PROBLEM TO SOLVE =
Read the listing and extract each line that includes the word "React".
-=-=-
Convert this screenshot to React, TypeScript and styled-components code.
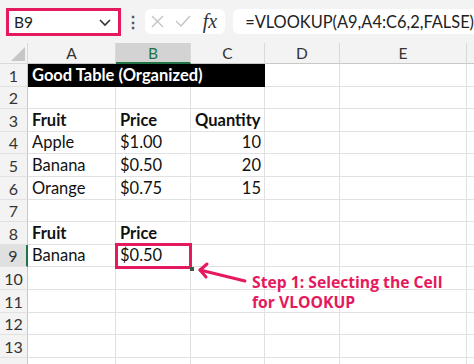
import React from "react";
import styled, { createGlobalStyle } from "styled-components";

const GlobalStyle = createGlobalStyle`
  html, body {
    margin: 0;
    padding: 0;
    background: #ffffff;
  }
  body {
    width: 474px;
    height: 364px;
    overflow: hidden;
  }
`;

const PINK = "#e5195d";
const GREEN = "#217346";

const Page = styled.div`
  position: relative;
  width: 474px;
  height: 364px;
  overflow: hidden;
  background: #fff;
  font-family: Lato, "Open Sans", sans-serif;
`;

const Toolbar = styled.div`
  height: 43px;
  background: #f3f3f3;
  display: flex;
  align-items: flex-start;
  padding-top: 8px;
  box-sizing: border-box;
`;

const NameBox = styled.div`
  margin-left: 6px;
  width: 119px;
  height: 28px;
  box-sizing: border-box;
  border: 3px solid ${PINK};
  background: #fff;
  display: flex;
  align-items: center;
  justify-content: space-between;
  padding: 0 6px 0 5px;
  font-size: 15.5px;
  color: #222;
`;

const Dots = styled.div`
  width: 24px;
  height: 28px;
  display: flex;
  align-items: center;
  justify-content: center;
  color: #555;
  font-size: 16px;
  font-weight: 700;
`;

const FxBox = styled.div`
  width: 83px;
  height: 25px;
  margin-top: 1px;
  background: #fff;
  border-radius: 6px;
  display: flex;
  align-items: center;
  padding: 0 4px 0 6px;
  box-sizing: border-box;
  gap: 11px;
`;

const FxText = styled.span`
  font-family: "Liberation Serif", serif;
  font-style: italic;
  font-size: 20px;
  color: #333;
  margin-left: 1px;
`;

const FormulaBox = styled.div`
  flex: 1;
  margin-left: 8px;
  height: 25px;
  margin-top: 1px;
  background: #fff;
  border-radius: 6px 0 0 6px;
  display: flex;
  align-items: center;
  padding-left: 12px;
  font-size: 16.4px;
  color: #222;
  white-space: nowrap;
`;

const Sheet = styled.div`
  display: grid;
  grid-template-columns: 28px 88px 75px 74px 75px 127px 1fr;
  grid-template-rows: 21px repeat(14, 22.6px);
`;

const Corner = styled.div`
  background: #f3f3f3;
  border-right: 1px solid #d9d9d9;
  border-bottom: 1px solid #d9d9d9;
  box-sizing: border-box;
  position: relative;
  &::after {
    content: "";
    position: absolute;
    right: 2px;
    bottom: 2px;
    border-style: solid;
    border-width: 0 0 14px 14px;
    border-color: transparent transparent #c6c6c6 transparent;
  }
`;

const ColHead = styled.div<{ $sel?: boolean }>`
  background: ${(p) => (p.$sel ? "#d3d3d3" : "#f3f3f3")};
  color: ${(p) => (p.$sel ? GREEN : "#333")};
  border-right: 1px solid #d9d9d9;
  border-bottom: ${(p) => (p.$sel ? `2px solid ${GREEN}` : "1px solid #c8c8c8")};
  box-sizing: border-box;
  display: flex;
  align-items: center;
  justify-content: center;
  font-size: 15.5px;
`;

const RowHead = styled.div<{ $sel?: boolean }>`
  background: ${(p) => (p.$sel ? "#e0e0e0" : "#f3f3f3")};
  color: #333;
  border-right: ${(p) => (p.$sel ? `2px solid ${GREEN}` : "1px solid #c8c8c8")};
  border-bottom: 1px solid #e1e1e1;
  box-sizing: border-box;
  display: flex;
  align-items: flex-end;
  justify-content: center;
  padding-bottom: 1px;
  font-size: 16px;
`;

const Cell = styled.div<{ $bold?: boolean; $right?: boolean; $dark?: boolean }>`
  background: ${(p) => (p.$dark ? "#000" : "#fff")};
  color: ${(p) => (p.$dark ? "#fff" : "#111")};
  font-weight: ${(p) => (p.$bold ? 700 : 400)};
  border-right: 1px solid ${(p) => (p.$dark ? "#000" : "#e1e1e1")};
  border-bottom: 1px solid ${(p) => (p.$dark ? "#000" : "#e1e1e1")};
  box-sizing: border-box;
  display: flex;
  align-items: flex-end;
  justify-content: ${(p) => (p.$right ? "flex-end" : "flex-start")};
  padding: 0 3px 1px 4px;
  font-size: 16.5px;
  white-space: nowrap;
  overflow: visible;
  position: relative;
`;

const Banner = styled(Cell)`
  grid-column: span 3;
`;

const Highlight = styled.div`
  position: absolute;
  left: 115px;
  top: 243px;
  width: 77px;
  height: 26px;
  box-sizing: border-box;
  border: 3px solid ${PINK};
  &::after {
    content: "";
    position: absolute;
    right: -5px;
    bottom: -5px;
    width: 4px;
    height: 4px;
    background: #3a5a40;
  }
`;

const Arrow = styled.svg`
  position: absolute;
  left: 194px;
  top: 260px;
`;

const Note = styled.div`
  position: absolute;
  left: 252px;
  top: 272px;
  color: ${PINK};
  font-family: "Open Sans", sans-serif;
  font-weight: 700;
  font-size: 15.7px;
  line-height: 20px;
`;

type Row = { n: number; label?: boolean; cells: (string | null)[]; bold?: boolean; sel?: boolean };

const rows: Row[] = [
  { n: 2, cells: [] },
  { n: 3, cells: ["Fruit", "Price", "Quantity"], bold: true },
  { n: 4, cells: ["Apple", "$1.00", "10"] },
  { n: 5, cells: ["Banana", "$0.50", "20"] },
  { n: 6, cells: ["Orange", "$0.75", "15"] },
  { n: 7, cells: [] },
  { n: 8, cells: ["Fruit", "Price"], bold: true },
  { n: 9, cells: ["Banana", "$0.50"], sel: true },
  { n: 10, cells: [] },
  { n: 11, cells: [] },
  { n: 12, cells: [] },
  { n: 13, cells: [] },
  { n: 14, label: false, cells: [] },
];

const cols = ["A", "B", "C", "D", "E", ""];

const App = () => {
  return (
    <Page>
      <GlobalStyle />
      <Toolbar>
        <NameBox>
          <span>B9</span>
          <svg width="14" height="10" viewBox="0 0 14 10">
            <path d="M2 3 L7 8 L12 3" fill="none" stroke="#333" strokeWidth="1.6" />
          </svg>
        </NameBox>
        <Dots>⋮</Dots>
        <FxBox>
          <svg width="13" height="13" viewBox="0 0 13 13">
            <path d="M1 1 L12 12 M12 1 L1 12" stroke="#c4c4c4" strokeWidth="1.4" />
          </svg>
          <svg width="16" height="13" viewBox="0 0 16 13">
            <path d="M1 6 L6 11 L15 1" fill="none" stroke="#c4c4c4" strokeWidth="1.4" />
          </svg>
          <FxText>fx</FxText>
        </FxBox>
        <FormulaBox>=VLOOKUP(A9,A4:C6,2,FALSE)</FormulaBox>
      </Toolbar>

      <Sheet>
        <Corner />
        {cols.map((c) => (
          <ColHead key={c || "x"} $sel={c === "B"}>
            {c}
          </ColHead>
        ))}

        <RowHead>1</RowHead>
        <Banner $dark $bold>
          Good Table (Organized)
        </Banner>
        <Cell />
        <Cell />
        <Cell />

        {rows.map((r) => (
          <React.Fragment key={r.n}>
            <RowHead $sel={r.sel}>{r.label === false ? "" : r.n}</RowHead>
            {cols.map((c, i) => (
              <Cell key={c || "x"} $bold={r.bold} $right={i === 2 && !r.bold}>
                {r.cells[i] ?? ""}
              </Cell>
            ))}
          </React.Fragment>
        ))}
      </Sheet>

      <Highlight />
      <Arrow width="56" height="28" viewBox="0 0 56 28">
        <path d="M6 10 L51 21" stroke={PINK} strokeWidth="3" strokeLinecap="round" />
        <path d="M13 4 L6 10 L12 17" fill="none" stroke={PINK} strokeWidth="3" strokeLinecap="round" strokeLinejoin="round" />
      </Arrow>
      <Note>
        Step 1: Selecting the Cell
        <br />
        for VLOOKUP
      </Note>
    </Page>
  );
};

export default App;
-=-=-
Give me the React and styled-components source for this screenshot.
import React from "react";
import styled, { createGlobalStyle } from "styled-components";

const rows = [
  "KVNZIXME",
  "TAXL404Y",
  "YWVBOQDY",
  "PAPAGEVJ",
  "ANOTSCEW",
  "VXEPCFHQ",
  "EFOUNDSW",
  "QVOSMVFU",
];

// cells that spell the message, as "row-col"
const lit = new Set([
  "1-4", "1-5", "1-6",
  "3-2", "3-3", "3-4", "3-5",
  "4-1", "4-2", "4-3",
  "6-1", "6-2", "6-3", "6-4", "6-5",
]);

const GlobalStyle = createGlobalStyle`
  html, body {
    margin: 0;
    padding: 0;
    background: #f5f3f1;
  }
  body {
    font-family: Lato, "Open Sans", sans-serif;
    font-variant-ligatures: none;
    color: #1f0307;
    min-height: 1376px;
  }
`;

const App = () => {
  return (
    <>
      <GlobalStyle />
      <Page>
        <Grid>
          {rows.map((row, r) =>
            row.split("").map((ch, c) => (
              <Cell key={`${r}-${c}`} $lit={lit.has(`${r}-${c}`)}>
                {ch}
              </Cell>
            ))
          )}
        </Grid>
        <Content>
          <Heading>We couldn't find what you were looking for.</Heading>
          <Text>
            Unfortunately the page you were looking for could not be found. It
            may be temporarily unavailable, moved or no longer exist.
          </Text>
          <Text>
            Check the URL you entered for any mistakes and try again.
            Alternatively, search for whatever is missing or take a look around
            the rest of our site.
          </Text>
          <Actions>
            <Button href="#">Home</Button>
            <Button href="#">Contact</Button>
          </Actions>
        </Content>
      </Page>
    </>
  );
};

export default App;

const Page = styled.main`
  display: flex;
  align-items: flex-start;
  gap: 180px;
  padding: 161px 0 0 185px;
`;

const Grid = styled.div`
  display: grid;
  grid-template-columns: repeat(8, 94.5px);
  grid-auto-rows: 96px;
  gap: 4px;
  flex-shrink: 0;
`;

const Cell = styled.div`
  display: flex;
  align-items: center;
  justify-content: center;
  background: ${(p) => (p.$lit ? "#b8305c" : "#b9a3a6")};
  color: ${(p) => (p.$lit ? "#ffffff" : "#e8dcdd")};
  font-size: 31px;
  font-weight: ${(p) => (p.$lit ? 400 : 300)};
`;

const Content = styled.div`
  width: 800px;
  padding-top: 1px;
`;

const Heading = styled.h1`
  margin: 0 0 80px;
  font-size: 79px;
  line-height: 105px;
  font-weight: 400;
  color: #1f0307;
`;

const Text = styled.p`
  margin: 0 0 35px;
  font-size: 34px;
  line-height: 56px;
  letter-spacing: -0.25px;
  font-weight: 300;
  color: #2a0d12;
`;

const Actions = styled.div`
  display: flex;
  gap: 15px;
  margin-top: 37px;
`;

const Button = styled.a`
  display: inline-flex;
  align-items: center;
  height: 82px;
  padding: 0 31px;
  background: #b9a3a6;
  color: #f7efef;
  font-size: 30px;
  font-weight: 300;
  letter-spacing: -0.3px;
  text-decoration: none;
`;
-=-=-
EXERCISE ANSWER =
Convert this screenshot to React, TypeScript and styled-components code.
import React from "react";
          <React.Fragment key={r.n}>
          </React.Fragment>
Give me the React and styled-components source for this screenshot.
import React from "react";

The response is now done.